WHAT IS EXPECTED:
Set down, exactly as written, only the lines starting with the one that holds "Give me the" and ending with the one that holds "</Description>".
**** THE INPUT ****
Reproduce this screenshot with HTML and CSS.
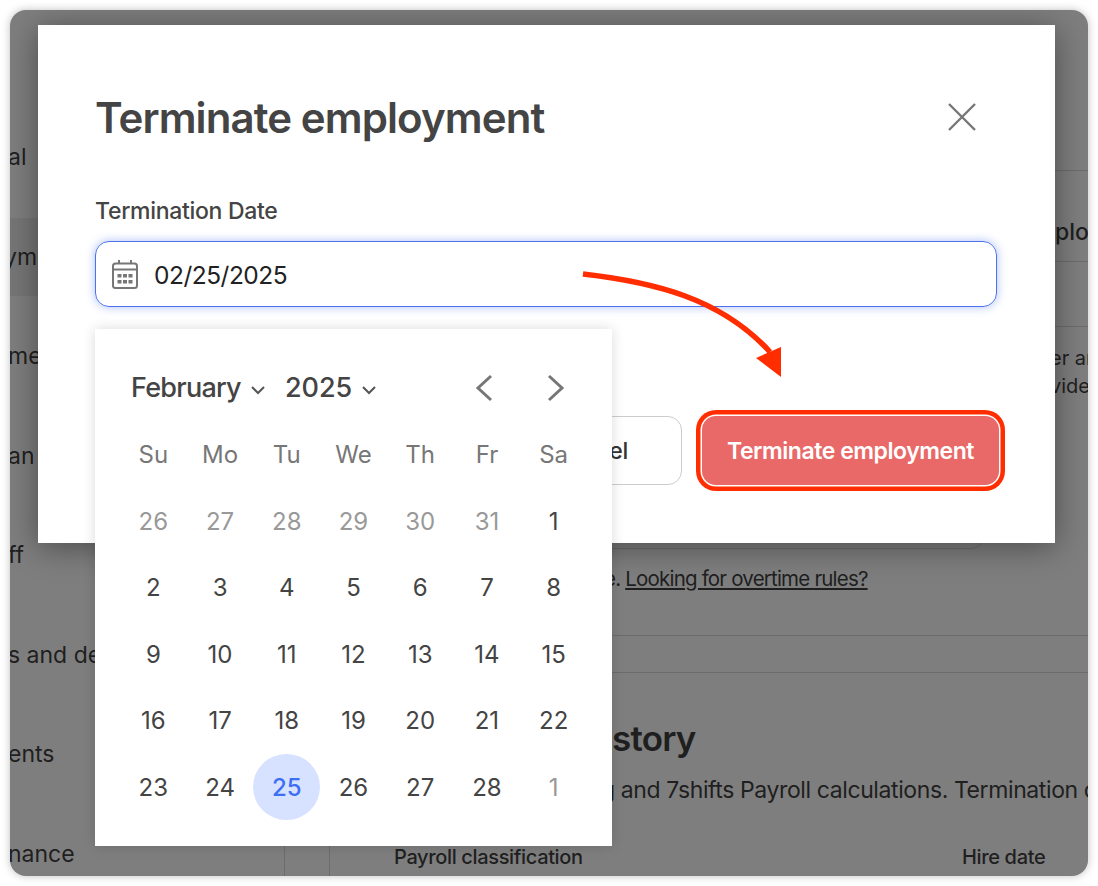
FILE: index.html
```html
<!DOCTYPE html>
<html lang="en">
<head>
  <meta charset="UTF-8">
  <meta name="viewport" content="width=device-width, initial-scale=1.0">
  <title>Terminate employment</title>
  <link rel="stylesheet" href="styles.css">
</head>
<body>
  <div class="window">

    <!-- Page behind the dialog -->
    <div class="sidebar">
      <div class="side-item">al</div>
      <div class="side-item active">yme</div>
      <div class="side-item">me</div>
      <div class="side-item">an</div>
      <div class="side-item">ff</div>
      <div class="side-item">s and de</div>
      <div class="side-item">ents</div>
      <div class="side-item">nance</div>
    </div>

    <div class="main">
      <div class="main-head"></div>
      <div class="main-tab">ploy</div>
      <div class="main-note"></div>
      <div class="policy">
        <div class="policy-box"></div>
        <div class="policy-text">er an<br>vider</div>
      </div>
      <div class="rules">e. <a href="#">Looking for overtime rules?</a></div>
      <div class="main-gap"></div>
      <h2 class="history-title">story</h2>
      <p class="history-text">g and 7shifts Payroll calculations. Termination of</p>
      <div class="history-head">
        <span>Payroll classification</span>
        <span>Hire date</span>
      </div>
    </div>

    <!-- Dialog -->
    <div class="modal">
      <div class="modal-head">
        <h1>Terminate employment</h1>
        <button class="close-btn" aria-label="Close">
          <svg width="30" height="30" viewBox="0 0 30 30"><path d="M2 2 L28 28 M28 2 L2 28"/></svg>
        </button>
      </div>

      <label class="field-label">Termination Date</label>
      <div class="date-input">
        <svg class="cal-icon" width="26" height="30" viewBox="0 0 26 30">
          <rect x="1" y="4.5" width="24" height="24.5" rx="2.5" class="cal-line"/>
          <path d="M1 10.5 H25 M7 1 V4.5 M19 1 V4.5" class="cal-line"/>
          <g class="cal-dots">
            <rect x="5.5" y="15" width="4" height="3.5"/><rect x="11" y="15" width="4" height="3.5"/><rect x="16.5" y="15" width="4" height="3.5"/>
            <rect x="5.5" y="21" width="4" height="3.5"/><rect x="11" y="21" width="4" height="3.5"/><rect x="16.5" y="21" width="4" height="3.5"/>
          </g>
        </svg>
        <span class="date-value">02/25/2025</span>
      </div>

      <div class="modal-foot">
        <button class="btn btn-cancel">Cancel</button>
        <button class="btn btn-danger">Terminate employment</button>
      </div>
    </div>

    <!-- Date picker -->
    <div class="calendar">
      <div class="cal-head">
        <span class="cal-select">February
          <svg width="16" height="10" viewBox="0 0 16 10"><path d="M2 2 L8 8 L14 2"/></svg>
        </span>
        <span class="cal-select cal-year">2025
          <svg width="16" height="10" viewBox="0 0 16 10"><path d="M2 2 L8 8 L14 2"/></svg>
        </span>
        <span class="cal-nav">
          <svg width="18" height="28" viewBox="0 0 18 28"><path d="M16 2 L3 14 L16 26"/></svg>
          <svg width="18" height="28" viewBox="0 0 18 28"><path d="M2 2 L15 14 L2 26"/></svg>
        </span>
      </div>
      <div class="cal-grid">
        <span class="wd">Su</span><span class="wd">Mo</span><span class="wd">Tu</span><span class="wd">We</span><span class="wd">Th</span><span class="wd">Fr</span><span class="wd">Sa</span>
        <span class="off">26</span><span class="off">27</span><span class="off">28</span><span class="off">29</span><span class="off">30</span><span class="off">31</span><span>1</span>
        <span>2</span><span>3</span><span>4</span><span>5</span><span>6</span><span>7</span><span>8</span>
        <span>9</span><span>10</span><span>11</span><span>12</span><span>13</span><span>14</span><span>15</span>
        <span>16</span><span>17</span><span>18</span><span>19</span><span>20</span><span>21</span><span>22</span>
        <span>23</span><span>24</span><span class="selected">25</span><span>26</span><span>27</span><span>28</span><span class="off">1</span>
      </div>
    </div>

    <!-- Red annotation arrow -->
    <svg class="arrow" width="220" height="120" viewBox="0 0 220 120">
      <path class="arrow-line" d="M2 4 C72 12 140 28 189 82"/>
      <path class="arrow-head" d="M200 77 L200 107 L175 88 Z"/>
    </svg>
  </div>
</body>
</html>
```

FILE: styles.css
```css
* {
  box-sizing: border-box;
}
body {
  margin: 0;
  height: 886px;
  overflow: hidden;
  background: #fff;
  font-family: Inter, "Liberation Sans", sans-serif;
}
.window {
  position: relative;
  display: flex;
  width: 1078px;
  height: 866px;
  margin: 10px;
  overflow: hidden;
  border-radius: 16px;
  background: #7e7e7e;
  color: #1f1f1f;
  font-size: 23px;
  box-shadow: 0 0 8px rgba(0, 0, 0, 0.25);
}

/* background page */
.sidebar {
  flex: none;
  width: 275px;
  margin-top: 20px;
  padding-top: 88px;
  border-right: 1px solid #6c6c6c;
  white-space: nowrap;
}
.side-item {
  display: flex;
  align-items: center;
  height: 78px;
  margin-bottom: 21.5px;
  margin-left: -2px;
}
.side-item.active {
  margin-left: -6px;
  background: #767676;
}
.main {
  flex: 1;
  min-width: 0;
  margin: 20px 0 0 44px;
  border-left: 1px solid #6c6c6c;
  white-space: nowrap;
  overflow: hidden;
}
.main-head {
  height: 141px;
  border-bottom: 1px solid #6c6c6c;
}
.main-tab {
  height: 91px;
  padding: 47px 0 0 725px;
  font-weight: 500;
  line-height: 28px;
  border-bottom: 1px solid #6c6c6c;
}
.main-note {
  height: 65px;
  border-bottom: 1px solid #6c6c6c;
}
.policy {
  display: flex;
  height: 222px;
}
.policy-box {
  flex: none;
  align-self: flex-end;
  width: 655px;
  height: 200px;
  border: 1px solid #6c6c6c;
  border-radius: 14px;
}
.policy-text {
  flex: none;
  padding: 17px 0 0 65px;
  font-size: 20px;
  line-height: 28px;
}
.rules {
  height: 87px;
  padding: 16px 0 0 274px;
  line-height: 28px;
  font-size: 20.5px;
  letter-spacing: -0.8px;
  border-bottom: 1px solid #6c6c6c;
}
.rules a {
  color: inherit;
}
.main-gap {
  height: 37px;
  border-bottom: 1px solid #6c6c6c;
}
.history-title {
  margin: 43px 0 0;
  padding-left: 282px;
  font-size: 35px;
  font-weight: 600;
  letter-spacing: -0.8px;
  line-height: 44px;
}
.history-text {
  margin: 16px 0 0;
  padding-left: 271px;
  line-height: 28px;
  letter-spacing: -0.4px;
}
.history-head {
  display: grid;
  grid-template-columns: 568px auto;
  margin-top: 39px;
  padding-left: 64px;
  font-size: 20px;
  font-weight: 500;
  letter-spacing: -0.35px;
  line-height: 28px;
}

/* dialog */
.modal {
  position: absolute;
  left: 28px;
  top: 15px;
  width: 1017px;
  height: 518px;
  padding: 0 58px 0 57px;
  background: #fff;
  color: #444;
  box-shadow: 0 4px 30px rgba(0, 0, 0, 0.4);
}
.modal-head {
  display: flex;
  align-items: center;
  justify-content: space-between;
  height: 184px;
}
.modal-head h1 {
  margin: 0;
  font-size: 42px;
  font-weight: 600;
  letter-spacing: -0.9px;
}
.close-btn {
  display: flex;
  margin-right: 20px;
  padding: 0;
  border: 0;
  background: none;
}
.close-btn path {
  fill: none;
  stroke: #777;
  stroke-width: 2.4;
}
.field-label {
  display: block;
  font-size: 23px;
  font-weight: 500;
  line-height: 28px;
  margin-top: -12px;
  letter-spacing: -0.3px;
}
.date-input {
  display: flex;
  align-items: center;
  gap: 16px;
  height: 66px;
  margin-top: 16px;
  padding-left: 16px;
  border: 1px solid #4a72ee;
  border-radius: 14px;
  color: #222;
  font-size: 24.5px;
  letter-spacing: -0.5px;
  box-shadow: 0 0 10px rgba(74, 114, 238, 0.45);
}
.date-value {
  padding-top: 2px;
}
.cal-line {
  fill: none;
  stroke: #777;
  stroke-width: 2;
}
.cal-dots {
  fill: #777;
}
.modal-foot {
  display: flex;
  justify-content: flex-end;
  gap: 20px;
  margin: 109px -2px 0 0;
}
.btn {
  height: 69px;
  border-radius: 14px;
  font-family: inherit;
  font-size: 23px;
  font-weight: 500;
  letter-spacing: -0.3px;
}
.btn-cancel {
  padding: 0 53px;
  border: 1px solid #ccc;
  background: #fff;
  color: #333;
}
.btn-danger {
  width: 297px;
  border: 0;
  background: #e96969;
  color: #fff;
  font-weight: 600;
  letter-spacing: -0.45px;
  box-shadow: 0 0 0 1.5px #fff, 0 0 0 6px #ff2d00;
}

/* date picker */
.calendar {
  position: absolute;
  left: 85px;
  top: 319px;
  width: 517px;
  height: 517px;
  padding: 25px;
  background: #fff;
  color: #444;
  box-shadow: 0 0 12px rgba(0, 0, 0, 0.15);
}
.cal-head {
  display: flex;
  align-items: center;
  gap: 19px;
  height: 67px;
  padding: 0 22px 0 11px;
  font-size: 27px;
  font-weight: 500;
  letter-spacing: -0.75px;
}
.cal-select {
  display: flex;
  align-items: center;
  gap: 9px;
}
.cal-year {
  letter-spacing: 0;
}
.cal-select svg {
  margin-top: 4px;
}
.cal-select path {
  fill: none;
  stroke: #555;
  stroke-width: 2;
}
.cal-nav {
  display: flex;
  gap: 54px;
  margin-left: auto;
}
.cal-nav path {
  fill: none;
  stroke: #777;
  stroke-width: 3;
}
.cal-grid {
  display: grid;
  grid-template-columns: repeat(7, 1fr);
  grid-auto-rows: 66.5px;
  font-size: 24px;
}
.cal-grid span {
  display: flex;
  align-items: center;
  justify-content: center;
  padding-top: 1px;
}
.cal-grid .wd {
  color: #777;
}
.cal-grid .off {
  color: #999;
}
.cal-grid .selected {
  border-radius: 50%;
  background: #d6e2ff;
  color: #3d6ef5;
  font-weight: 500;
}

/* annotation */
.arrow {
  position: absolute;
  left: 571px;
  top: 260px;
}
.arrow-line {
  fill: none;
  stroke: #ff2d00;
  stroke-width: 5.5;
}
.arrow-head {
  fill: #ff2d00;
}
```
****
**** THE INPUT ****
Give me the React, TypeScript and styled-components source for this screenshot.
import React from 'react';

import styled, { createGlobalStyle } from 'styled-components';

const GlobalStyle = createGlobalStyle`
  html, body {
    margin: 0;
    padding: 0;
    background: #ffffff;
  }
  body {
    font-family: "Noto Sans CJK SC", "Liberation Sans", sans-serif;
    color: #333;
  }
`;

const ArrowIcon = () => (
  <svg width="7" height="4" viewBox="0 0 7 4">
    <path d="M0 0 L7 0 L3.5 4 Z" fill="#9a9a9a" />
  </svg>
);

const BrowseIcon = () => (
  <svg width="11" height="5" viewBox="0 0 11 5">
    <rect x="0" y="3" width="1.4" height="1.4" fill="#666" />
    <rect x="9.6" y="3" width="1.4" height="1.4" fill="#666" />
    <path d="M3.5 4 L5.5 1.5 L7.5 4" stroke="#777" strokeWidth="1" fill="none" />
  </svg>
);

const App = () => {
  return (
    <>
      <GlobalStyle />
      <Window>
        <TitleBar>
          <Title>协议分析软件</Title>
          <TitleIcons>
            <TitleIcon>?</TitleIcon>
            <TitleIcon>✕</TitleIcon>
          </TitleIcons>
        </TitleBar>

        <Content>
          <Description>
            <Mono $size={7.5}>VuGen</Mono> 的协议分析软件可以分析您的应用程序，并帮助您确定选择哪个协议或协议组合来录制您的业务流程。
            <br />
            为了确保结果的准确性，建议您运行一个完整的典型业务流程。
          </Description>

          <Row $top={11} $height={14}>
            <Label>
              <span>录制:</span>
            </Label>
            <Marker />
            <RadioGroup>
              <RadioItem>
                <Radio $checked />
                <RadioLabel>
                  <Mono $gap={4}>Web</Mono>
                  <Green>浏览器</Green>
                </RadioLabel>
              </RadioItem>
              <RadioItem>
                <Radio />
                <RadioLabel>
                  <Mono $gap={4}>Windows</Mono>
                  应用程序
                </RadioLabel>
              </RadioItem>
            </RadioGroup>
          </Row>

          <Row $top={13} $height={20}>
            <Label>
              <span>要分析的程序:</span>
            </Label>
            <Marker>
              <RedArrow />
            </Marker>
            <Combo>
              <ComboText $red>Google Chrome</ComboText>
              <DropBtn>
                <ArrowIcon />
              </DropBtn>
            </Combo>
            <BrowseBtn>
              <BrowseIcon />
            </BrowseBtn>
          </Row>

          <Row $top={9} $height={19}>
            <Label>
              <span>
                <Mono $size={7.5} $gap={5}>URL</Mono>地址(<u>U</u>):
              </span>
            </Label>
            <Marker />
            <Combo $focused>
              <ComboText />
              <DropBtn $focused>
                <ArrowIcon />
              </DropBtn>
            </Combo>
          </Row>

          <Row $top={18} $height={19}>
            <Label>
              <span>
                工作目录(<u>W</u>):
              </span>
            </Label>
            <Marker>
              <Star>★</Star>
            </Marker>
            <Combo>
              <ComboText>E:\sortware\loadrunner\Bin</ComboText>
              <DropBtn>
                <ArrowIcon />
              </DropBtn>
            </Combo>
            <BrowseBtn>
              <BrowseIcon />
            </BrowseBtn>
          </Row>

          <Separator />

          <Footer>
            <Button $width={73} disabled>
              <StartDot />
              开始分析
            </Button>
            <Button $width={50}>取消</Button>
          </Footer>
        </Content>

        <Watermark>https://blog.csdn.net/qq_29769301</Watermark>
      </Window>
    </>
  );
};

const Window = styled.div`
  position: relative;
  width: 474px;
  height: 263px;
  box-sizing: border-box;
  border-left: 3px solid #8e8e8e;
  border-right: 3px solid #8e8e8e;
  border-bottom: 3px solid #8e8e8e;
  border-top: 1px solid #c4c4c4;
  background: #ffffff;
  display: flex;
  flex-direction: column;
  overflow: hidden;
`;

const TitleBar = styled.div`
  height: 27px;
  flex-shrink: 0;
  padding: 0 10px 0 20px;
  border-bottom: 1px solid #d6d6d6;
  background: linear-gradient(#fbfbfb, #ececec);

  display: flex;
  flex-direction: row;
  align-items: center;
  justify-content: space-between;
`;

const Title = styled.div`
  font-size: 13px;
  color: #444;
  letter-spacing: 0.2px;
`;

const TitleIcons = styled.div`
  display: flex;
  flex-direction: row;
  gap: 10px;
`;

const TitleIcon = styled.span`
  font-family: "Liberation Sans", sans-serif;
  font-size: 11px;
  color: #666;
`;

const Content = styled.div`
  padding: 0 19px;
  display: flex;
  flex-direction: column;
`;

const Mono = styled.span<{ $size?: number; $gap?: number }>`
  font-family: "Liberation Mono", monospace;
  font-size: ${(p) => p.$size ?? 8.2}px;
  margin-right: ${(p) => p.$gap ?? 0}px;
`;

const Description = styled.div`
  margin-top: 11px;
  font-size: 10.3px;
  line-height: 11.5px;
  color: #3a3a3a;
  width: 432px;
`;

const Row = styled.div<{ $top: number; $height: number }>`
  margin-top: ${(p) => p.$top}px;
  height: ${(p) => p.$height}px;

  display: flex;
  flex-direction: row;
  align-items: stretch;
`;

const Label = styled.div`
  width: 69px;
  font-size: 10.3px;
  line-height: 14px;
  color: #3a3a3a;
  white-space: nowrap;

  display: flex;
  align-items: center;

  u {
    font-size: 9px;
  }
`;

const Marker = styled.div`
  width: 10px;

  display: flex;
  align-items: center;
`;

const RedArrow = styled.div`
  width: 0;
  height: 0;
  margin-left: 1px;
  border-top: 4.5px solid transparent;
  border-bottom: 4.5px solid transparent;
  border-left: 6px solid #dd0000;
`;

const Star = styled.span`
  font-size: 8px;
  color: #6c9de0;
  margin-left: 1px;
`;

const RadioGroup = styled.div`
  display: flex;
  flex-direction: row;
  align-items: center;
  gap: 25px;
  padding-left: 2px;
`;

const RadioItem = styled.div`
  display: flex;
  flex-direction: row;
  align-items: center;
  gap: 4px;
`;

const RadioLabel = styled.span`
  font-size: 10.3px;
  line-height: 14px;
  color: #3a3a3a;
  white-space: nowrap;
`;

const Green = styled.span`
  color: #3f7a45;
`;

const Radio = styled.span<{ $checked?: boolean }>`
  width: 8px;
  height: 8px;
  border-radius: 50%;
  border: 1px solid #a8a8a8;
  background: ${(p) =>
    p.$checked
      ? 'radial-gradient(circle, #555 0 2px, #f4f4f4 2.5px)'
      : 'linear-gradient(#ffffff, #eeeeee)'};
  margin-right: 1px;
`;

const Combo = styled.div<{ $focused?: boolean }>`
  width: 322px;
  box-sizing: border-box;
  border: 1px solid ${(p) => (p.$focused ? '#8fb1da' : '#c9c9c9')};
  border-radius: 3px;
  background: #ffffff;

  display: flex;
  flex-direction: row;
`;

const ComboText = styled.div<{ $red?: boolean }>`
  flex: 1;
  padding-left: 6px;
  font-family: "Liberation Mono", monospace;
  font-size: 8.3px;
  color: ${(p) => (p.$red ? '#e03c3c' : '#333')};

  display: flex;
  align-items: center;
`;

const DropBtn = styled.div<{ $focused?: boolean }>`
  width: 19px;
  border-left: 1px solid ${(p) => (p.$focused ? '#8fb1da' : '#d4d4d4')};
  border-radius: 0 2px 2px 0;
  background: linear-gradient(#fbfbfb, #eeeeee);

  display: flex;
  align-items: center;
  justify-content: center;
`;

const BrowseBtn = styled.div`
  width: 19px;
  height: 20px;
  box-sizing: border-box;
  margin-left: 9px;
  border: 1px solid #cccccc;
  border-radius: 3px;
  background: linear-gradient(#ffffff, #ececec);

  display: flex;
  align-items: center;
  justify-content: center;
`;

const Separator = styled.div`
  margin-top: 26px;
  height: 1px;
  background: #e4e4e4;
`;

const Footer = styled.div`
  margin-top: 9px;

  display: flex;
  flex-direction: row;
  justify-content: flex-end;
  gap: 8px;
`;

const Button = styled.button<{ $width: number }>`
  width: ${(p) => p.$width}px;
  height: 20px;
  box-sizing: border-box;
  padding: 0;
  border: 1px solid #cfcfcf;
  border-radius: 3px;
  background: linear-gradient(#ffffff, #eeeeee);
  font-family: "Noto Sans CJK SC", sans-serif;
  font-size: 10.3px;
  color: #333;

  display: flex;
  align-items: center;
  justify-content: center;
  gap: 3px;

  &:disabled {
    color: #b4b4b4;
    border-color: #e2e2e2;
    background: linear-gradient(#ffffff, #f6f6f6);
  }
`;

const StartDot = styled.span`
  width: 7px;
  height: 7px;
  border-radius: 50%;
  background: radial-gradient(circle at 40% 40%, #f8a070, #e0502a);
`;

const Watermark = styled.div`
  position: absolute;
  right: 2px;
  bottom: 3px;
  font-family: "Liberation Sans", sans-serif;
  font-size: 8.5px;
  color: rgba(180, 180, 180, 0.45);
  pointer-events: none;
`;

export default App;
****
EXERCISE RESULT:
Give me the React, TypeScript and styled-components source for this screenshot.
import React from 'react';

import styled, { createGlobalStyle } from 'styled-components';

const GlobalStyle = createGlobalStyle`
  html, body {
    margin: 0;
    padding: 0;
    background: #ffffff;
  }
  body {
    font-family: "Noto Sans CJK SC", "Liberation Sans", sans-serif;
    color: #333;
  }
`;

const ArrowIcon = () => (
  <svg width="7" height="4" viewBox="0 0 7 4">
    <path d="M0 0 L7 0 L3.5 4 Z" fill="#9a9a9a" />
  </svg>
);

const BrowseIcon = () => (
  <svg width="11" height="5" viewBox="0 0 11 5">
    <rect x="0" y="3" width="1.4" height="1.4" fill="#666" />
    <rect x="9.6" y="3" width="1.4" height="1.4" fill="#666" />
    <path d="M3.5 4 L5.5 1.5 L7.5 4" stroke="#777" strokeWidth="1" fill="none" />
  </svg>
);

const App = () => {
  return (
    <>
      <GlobalStyle />
      <Window>
        <TitleBar>
          <Title>协议分析软件</Title>
          <TitleIcons>
            <TitleIcon>?</TitleIcon>
            <TitleIcon>✕</TitleIcon>
          </TitleIcons>
        </TitleBar>

        <Content>
          <Description>
            <Mono $size={7.5}>VuGen</Mono> 的协议分析软件可以分析您的应用程序，并帮助您确定选择哪个协议或协议组合来录制您的业务流程。
            <br />
            为了确保结果的准确性，建议您运行一个完整的典型业务流程。
          </Description>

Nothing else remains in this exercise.